> On Jan 23, 2026, at 06:54, Michael Paquier <[email protected]> wrote:
>
> On Thu, Jan 22, 2026 at 06:02:54PM +0800, Xuneng Zhou wrote:
>>> Before this patch, this is no state change here, thus rest logic
>>> can handle STOPPING. After this patch, if the race occurs, in dev
>>> mode, the Assert is fired; in production mode, STOPPING is overwritten
>>> by STREAMING, which is wrong.
>>>
>>> So, instead of Assert(), I think we should check if current state
>>> is CONNECTING, if not, it should not proceed.
>>
>> It makes sense to me. Please check the updated patch.
>
> + if (state != WALRCV_CONNECTING)
> + {
> + if (state == WALRCV_STOPPING)
> + proc_exit(0);
> + elog(FATAL, "unexpected walreceiver state");
> + }
>
> Sorry, but this addition does not make sense to me. Before this
> patch, if the startup process decides to mark a WAL receiver as
> stopping after it has been started in WalReceiverMain(), then we would
> run at least one loop until we reach WalRcvWaitForStartPosition(),
> which is the path where the WAL receiver exits.
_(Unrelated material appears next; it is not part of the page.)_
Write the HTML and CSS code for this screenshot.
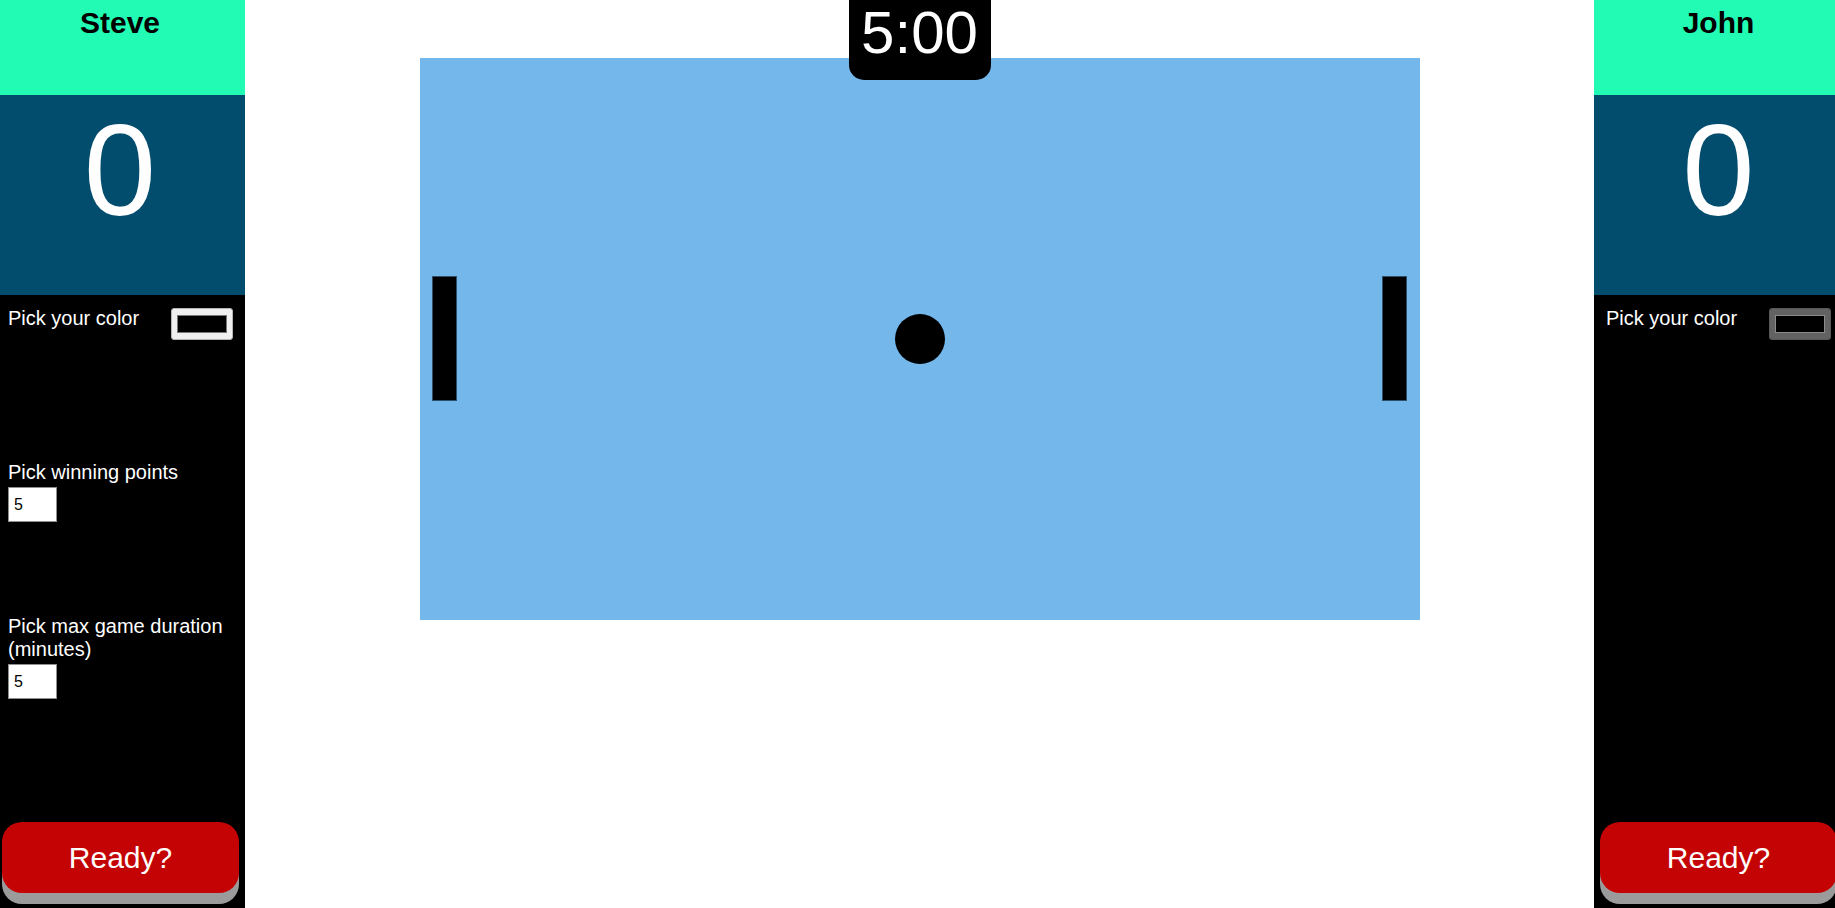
FILE: index.html
```html
<!DOCTYPE html>
<html lang="en">
<head>
  <meta charset="UTF-8">
  <meta name="viewport" content="width=device-width, initial-scale=1.0">
  <title>Pong</title>
  <link rel="stylesheet" href="styles.css">
</head>
<body>

<div id="player1" class="panel">
  <div class="name">Steve</div>
  <div class="score">0</div>
  <div class="settings">
    <div class="color-row">
      <span class="label">Pick your color</span>
      <input type="color" class="picker" value="#000000">
    </div>
    <div class="field points">
      <div class="label">Pick winning points</div>
      <input type="text" class="num" value="5">
    </div>
    <div class="field duration">
      <div class="label">Pick max game duration (minutes)</div>
      <input type="text" class="num" value="5">
    </div>
    <button class="ready">Ready?</button>
  </div>
</div>

<div id="arena">
  <div id="board">
    <div id="timer">5:00</div>
    <div class="paddle left"></div>
    <div class="paddle right"></div>
    <div id="ball"></div>
  </div>
</div>

<div id="player2" class="panel p2">
  <div class="name">John</div>
  <div class="score">0</div>
  <div class="settings">
    <div class="color-row">
      <span class="label">Pick your color</span>
      <input type="color" class="picker off" value="#000000">
    </div>
    <button class="ready">Ready?</button>
  </div>
</div>

</body>
</html>
```

FILE: styles.css
```css
html, body { margin: 0; height: 100%; }
body { font-family: "Liberation Sans", Arial, sans-serif; display: flex; overflow: hidden; background: #fff; }

.panel { flex: 0 0 245px; width: 245px; display: flex; flex-direction: column; background: #000; overflow: hidden; }
.panel > div { box-sizing: border-box; width: 245px; }
.panel .name, .panel .score { padding-right: 5px; }
.panel.p2 { flex-basis: 241px; width: 241px; }
.panel.p2 > div { width: 249px; }
.panel.p2 .name, .panel.p2 .score { padding-left: 4px; padding-right: 4px; }

.name { height: 95px; padding-top: 6px; background: #21fbb3; color: #000; font-size: 30px; font-weight: bold; text-align: center; }
.score { height: 200px; background: #024d6d; color: #fff; font-size: 130px; text-align: center; }

.settings { flex: 1; display: flex; flex-direction: column; padding: 12px 6px 15px 2px; color: #fff; font-size: 20px; }
.panel.p2 .settings { padding-left: 6px; }
.label { display: block; }
.color-row { display: flex; align-items: flex-start; padding-left: 6px; }
.color-row .label { flex: 1; }

.picker { width: 62px; height: 32px; margin: 1px 6px 0 0; padding: 2px 3px; box-sizing: border-box; border: 1px solid #b5b5b5; border-radius: 3px; background: #efefef; cursor: pointer; }
.picker::-webkit-color-swatch-wrapper { padding: 4px 2px; }
.picker::-webkit-color-swatch { border: 1px solid #777; }
.picker.off { background: #626262; border-color: #575757; }
.picker.off::-webkit-color-swatch { border-color: #8a8a8a; }

.field { padding-left: 6px; }
.points { margin-top: 121px; }
.duration { margin-top: 93px; }
.num { display: block; width: 49px; height: 35px; margin-top: 3px; padding: 0 5px; box-sizing: border-box; border: 1px solid #8f8f8f; background: #fff; font-family: "Liberation Sans", Arial, sans-serif; font-size: 16px; color: #000; }

.ready { margin-top: auto; width: 237px; height: 71px; border: none; border-radius: 20px; background: #c40404; box-shadow: 0 11px 0 #9b9b9b; color: #fff; font-family: "Liberation Sans", Arial, sans-serif; font-size: 30px; cursor: pointer; }

#arena { flex: 1; }
#board { position: relative; width: 1000px; height: 562px; margin: 58px auto 0; background: #74b7eb; }
#timer { position: absolute; top: -58px; left: 429px; width: 142px; height: 80px; background: #000; color: #fff; border-radius: 0 0 15px 15px; font-size: 60px; line-height: 66px; text-align: center; box-sizing: border-box; }
.paddle { position: absolute; top: 218px; width: 25px; height: 125px; background: #000; box-sizing: border-box; border: 1px solid #2f4f6a; }
.paddle.left { left: 12px; }
.paddle.right { left: 962px; }
#ball { position: absolute; left: 475px; top: 256px; width: 50px; height: 50px; border-radius: 50%; background: #000; }
```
Aka, I don't think we
> should increase the number of paths where we decide if a WAL receiver
> should fast-exit or not (I'd rather try to reduce them, but I don't
> think we can do that currently based on the ping-pong game between the
> startup process and WAL receiver process). Saying that, you are right
> about the fact that the assertion is wrong, and that we should not
> upgrade the status to STREAMING if the WAL receiver is not CONNECTING.
>
> So it seems to me that this code should remain as simple as followed,
> documenting that we switch to STREAMING when the first connection has
> been established after the WAL receiver has started, or when the WAL
> receiver is switched after WalRcvWaitForStartPosition() once
> startstreaming() has acknowledged that streaming is happening (I would
> add a comment saying that):
> if (state == WALRCV_CONNECTING)
> walrcv->walRcvState = WALRCV_STREAMING;
> --
> Michael
+1.
If current state is not CONNECTING, then leave it as is, which will then follow
the original logic. Unless we find some issue in future, I think we can take
this approach for now.
Best regards,
--
Chao Li (Evan)
HighGo Software Co., Ltd.
https://www.highgo.com/